— Begin MATERIAL SHOWN —

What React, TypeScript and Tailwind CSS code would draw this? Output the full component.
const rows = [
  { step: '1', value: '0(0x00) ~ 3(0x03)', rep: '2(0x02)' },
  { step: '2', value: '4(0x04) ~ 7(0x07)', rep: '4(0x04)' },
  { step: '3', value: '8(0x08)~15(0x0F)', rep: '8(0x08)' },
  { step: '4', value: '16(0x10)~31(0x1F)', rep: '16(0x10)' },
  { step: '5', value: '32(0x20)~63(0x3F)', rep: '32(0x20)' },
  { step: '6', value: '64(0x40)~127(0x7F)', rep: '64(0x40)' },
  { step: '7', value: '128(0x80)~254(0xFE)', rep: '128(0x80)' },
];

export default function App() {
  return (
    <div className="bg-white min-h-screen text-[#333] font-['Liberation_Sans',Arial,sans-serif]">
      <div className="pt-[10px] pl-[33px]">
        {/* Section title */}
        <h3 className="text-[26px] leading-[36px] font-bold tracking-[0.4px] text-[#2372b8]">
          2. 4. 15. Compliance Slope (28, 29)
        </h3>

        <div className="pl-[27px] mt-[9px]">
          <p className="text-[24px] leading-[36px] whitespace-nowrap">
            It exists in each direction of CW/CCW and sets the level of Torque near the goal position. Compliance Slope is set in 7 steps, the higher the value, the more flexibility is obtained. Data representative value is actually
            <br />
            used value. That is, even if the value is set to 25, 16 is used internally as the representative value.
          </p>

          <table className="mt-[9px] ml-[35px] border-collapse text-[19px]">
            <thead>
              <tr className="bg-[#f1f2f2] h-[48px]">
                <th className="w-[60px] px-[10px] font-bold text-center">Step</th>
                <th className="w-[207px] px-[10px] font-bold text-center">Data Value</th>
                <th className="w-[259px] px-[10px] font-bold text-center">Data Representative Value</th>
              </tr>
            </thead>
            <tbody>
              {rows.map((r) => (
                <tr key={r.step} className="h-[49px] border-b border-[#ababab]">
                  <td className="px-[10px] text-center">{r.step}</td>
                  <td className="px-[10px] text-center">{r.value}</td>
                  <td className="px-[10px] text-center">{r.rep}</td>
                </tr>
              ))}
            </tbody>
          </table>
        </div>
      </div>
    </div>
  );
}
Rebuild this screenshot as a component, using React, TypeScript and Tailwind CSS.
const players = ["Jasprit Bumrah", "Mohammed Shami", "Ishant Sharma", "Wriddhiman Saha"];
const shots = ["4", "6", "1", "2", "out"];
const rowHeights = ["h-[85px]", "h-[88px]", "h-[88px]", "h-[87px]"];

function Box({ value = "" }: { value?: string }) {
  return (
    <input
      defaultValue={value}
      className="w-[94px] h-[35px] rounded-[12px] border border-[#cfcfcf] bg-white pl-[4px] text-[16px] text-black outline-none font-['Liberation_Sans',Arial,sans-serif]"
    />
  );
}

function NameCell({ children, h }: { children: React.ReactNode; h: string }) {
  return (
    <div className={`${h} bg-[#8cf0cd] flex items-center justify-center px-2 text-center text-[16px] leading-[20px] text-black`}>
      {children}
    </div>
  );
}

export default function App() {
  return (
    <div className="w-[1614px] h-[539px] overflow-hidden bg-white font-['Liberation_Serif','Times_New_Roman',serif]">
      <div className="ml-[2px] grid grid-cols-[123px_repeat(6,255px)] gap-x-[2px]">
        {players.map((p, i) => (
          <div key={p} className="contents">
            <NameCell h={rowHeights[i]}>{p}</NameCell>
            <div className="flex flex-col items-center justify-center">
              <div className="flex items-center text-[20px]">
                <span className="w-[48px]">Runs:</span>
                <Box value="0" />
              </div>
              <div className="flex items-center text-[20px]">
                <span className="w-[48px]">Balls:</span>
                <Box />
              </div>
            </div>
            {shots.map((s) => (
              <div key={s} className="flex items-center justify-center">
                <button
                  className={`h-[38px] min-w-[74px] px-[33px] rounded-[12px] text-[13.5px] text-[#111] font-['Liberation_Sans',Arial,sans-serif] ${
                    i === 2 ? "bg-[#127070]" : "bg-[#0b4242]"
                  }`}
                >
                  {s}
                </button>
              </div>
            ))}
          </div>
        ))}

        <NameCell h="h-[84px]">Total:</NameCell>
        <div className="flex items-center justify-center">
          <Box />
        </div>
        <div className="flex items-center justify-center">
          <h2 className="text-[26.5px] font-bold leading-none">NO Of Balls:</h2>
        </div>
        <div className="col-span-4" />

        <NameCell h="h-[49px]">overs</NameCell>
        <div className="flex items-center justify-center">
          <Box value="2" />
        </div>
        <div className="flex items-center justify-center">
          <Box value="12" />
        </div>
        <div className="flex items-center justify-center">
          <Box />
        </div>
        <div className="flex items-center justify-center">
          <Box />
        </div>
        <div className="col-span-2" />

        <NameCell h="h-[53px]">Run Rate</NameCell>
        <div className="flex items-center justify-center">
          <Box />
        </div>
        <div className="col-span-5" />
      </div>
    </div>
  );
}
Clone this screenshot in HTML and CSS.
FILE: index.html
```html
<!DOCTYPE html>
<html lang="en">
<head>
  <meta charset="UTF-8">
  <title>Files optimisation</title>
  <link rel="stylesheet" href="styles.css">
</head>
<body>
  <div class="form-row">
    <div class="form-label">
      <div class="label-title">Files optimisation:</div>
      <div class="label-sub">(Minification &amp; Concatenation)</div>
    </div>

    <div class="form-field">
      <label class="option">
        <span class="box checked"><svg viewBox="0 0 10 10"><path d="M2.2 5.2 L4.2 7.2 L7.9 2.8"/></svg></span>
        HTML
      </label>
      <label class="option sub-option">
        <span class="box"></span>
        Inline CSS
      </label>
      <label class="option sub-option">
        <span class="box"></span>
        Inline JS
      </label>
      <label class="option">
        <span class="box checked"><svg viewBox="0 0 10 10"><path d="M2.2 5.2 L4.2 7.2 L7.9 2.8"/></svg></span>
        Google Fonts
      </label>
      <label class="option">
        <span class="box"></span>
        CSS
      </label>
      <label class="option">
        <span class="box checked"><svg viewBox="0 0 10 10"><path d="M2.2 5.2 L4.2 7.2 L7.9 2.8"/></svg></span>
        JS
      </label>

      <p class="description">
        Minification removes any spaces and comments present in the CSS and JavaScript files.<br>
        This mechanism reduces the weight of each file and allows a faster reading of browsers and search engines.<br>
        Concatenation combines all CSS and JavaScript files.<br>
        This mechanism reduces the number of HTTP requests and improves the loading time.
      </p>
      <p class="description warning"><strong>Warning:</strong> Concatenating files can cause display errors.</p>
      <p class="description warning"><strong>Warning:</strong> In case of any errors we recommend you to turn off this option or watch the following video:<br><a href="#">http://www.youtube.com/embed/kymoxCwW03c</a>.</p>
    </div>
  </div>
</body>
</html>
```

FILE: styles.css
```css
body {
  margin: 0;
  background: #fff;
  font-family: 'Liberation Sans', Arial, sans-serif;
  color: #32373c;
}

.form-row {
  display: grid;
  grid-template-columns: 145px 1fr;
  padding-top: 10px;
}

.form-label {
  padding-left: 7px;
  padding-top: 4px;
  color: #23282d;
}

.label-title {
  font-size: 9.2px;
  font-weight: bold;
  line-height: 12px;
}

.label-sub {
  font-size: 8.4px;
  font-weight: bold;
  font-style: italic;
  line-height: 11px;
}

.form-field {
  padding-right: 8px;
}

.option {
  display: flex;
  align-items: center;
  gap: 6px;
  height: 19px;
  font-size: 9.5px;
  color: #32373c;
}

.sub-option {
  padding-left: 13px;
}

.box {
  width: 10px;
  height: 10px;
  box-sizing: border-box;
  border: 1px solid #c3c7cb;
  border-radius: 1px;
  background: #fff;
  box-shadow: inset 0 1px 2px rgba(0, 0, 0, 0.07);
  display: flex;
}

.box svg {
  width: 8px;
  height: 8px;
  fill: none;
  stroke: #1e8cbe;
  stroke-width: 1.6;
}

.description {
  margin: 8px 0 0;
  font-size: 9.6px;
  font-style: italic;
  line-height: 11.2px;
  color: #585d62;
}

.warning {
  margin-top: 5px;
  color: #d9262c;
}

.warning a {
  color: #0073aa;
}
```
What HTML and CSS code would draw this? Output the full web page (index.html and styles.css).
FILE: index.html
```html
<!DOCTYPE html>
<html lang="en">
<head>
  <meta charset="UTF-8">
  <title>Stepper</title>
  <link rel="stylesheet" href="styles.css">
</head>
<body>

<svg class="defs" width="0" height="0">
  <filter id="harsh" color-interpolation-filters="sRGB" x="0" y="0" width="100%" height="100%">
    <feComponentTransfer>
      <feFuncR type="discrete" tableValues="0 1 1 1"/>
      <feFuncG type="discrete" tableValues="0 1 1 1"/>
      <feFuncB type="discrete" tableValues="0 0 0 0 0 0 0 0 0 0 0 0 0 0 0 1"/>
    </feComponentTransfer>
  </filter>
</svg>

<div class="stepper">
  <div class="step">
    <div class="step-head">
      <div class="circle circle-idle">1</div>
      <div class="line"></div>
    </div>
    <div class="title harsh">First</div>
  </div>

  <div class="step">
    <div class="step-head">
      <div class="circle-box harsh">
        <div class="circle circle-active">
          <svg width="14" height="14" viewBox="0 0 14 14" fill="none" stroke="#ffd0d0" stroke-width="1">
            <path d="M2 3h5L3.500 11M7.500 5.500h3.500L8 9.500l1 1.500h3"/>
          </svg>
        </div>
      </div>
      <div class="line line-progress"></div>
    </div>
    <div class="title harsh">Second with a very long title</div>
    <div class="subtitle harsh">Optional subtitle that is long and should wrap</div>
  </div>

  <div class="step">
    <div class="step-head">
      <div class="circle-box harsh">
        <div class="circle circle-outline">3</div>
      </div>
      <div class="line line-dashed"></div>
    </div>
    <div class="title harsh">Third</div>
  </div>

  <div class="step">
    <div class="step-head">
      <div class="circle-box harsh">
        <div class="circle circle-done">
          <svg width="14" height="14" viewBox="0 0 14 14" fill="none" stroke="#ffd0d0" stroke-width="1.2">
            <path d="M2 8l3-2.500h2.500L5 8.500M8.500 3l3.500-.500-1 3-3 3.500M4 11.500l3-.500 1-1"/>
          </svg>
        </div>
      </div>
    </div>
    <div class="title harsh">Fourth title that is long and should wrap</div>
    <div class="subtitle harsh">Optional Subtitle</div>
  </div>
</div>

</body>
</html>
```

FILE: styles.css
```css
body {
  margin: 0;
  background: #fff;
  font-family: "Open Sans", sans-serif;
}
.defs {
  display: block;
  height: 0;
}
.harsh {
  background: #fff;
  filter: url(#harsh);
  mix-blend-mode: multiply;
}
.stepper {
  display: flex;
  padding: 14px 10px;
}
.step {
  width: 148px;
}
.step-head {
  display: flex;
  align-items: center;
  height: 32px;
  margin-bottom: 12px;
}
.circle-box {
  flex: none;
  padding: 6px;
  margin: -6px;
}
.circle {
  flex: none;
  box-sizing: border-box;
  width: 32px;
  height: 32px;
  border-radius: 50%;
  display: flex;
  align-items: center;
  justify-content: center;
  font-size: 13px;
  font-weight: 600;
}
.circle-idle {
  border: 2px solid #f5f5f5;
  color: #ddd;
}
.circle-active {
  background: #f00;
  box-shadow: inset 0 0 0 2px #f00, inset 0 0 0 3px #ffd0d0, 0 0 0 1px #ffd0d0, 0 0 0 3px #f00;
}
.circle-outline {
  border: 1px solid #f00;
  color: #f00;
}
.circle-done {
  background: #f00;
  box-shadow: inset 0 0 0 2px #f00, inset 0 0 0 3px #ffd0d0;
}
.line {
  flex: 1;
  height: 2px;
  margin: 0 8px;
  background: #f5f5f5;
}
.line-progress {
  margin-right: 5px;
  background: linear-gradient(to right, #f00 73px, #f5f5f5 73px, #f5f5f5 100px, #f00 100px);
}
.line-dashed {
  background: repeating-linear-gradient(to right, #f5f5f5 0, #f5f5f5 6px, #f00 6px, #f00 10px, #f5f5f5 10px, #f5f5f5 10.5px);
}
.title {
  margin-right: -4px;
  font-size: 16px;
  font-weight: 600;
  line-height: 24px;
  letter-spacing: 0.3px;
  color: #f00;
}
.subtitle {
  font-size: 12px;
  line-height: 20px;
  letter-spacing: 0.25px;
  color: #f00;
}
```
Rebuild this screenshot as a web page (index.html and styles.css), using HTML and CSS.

— End MATERIAL SHOWN —

__INSTRUCTIONS FOR THE TASK__: From the records above, report the count of lines containing "Output" and nothing more.

__CORRECT ANSWER__: 2